What you need to do
Tally how many lines include "React". The number is the whole answer.

Entries
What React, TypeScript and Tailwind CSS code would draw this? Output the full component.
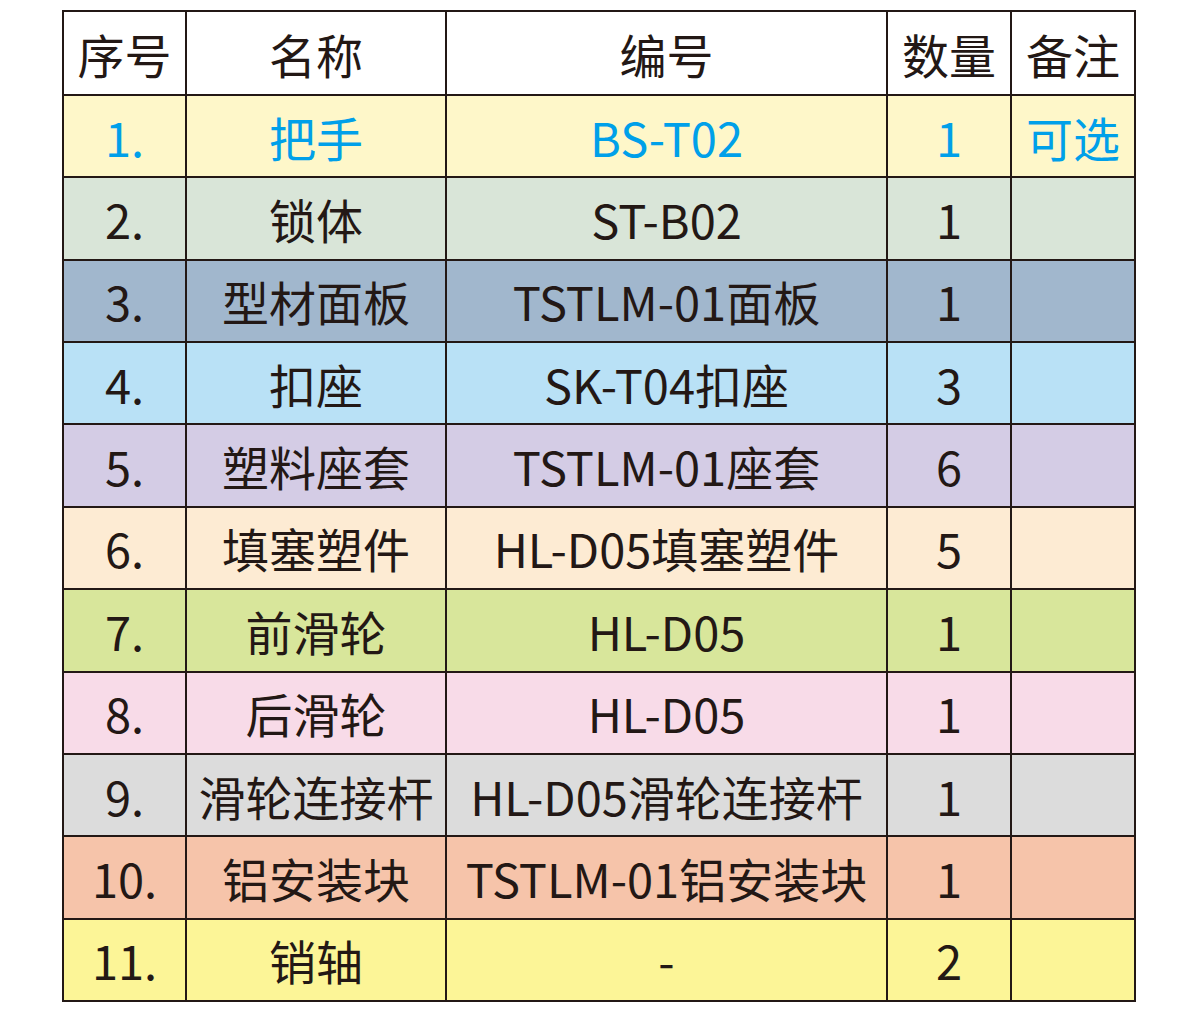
const rows = [
  { no: "1.", name: "把手", code: "BS-T02", qty: "1", note: "可选", bg: "bg-[#fef7c9]", blue: true },
  { no: "2.", name: "锁体", code: "ST-B02", qty: "1", note: "", bg: "bg-[#d9e5d8]" },
  { no: "3.", name: "型材面板", code: "TSTLM-01面板", qty: "1", note: "", bg: "bg-[#a1b7cd]" },
  { no: "4.", name: "扣座", code: "SK-T04扣座", qty: "3", note: "", bg: "bg-[#b9e1f6]" },
  { no: "5.", name: "塑料座套", code: "TSTLM-01座套", qty: "6", note: "", bg: "bg-[#d4cce5]" },
  { no: "6.", name: "填塞塑件", code: "HL-D05填塞塑件", qty: "5", note: "", bg: "bg-[#fdebd3]" },
  { no: "7.", name: "前滑轮", code: "HL-D05", qty: "1", note: "", bg: "bg-[#d8e69b]" },
  { no: "8.", name: "后滑轮", code: "HL-D05", qty: "1", note: "", bg: "bg-[#f8dbe8]" },
  { no: "9.", name: "滑轮连接杆", code: "HL-D05滑轮连接杆", qty: "1", note: "", bg: "bg-[#dcdcdc]" },
  { no: "10.", name: "铝安装块", code: "TSTLM-01铝安装块", qty: "1", note: "", bg: "bg-[#f6c4aa]" },
  { no: "11.", name: "销轴", code: "-", qty: "2", note: "", bg: "bg-[#fcf597]" },
];

function Cell({ children, bg, blue }: { children: React.ReactNode; bg: string; blue?: boolean }) {
  return (
    <div
      className={`${bg} flex items-center justify-center whitespace-nowrap text-[47px] leading-none ${
        blue ? "text-[#00a0e9]" : "text-[#231815]"
      }`}
    >
      {children}
    </div>
  );
}

export default function App() {
  return (
    <div
      className="w-[1200px] h-[1013px] bg-white pt-[10px] pl-[62px]"
      style={{ fontFamily: '"Noto Sans CJK SC", "Noto Sans", sans-serif' }}
    >
      <div className="grid w-[1074px] h-[992px] gap-[2px] p-[2px] bg-[#231815] grid-cols-[121px_258px_439px_122px_122px] grid-rows-[82px_repeat(11,1fr)]">
        {["序号", "名称", "编号", "数量", "备注"].map((h) => (
          <Cell key={h} bg="bg-white">
            {h}
          </Cell>
        ))}
        {rows.map((r) => (
          <>
            <Cell key={r.no + "a"} bg={r.bg} blue={r.blue}>{r.no}</Cell>
            <Cell key={r.no + "b"} bg={r.bg} blue={r.blue}>{r.name}</Cell>
            <Cell key={r.no + "c"} bg={r.bg} blue={r.blue}>{r.code}</Cell>
            <Cell key={r.no + "d"} bg={r.bg} blue={r.blue}>{r.qty}</Cell>
            <Cell key={r.no + "e"} bg={r.bg} blue={r.blue}>{r.note}</Cell>
          </>
        ))}
      </div>
    </div>
  );
}
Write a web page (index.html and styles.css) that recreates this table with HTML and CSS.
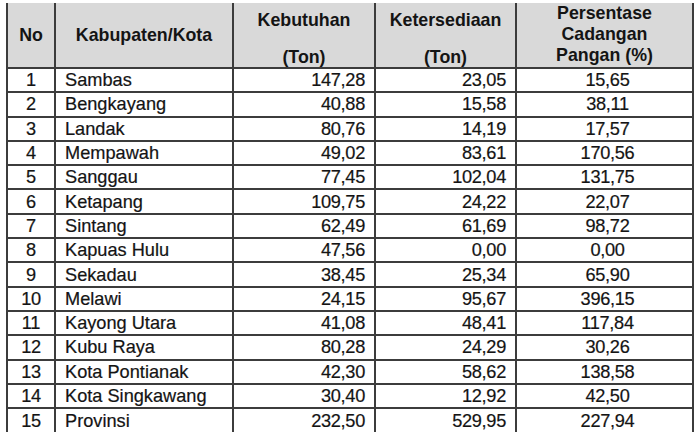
FILE: index.html
```html
<!DOCTYPE html>
<html>
<head>
<meta charset="utf-8">
<link rel="stylesheet" href="styles.css">
</head>
<body>
<div class="wrap">
<table class="data">
  <colgroup>
    <col class="c-no"><col class="c-name"><col class="c-keb"><col class="c-ket"><col class="c-pct">
  </colgroup>
  <thead>
    <tr>
      <th class="h-one">No</th>
      <th class="h-one">Kabupaten/Kota</th>
      <th><div class="h-two"><span>Kebutuhan</span><span>(Ton)</span></div></th>
      <th><div class="h-two"><span>Ketersediaan</span><span>(Ton)</span></div></th>
      <th><div class="h-three"><span>Persentase</span><span>Cadangan</span><span>Pangan (%)</span></div></th>
    </tr>
  </thead>
  <tbody>
    <tr><td class="no">1</td><td class="name">Sambas</td><td class="num">147,28</td><td class="num">23,05</td><td class="pct">15,65</td></tr>
    <tr><td class="no">2</td><td class="name">Bengkayang</td><td class="num">40,88</td><td class="num">15,58</td><td class="pct">38,11</td></tr>
    <tr><td class="no">3</td><td class="name">Landak</td><td class="num">80,76</td><td class="num">14,19</td><td class="pct">17,57</td></tr>
    <tr><td class="no">4</td><td class="name">Mempawah</td><td class="num">49,02</td><td class="num">83,61</td><td class="pct">170,56</td></tr>
    <tr><td class="no">5</td><td class="name">Sanggau</td><td class="num">77,45</td><td class="num">102,04</td><td class="pct">131,75</td></tr>
    <tr><td class="no">6</td><td class="name">Ketapang</td><td class="num">109,75</td><td class="num">24,22</td><td class="pct">22,07</td></tr>
    <tr><td class="no">7</td><td class="name">Sintang</td><td class="num">62,49</td><td class="num">61,69</td><td class="pct">98,72</td></tr>
    <tr><td class="no">8</td><td class="name">Kapuas Hulu</td><td class="num">47,56</td><td class="num">0,00</td><td class="pct">0,00</td></tr>
    <tr><td class="no">9</td><td class="name">Sekadau</td><td class="num">38,45</td><td class="num">25,34</td><td class="pct">65,90</td></tr>
    <tr><td class="no">10</td><td class="name">Melawi</td><td class="num">24,15</td><td class="num">95,67</td><td class="pct">396,15</td></tr>
    <tr><td class="no">11</td><td class="name">Kayong Utara</td><td class="num">41,08</td><td class="num">48,41</td><td class="pct">117,84</td></tr>
    <tr><td class="no">12</td><td class="name">Kubu Raya</td><td class="num">80,28</td><td class="num">24,29</td><td class="pct">30,26</td></tr>
    <tr><td class="no">13</td><td class="name">Kota Pontianak</td><td class="num">42,30</td><td class="num">58,62</td><td class="pct">138,58</td></tr>
    <tr><td class="no">14</td><td class="name">Kota Singkawang</td><td class="num">30,40</td><td class="num">12,92</td><td class="pct">42,50</td></tr>
    <tr class="last"><td class="no">15</td><td class="name">Provinsi</td><td class="num">232,50</td><td class="num">529,95</td><td class="pct">227,94</td></tr>
  </tbody>
</table>
</div>
</body>
</html>
```

FILE: styles.css
```css
html, body {
  margin: 0;
  padding: 0;
  background: #ffffff;
  overflow: hidden;
}
.wrap {
  padding: 3px 0 0 6px;
  height: 434px;
  overflow: hidden;
}
.data {
  border-collapse: collapse;
  table-layout: fixed;
  width: 688px;
  font-family: "Liberation Sans", Arial, sans-serif;
  font-size: 18.2px;
  color: #141414;
  -webkit-text-stroke: 0.2px #141414;
}
.c-no { width: 48px; }
.c-name { width: 178px; }
.c-keb { width: 142px; }
.c-ket { width: 141px; }
.c-pct { width: 177px; }

.data th, .data td {
  border: 2px solid #3c3c3c;
  padding: 0;
}
.data thead tr {
  height: 64px;
}
.data th {
  background: #d9d9d9;
  font-weight: bold;
  font-size: 17.8px;
  vertical-align: top;
  border-top: none;
  -webkit-text-stroke: 0;
}
.data th.h-one {
  vertical-align: middle;
}
.h-two {
  display: flex;
  flex-direction: column;
  justify-content: space-between;
  box-sizing: border-box;
  height: 64px;
  padding-top: 7px;
  line-height: 20px;
}
.h-three {
  display: flex;
  flex-direction: column;
  justify-content: space-between;
  height: 62px;
  line-height: 20.5px;
}
.data tbody tr {
  height: 24.3px;
}
.data tbody tr.last td {
  border-bottom: none;
}
.data td {
  line-height: 20px;
}
.no {
  text-align: center;
  letter-spacing: -0.3px;
}
.name {
  text-align: left;
  padding-left: 9px !important;
}
.num {
  text-align: right;
  padding-right: 9px !important;
  letter-spacing: -0.3px;
}
.pct {
  text-align: center;
  padding-left: 6px !important;
  letter-spacing: -0.3px;
}
```
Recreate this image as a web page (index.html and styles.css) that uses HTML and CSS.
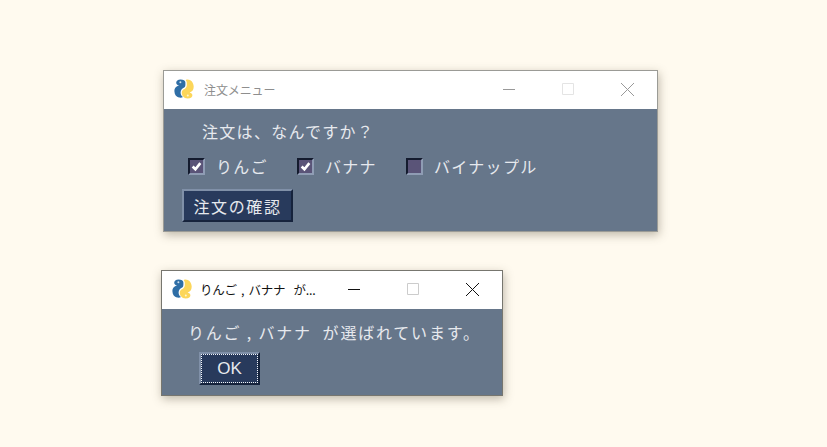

Result for this exercise
2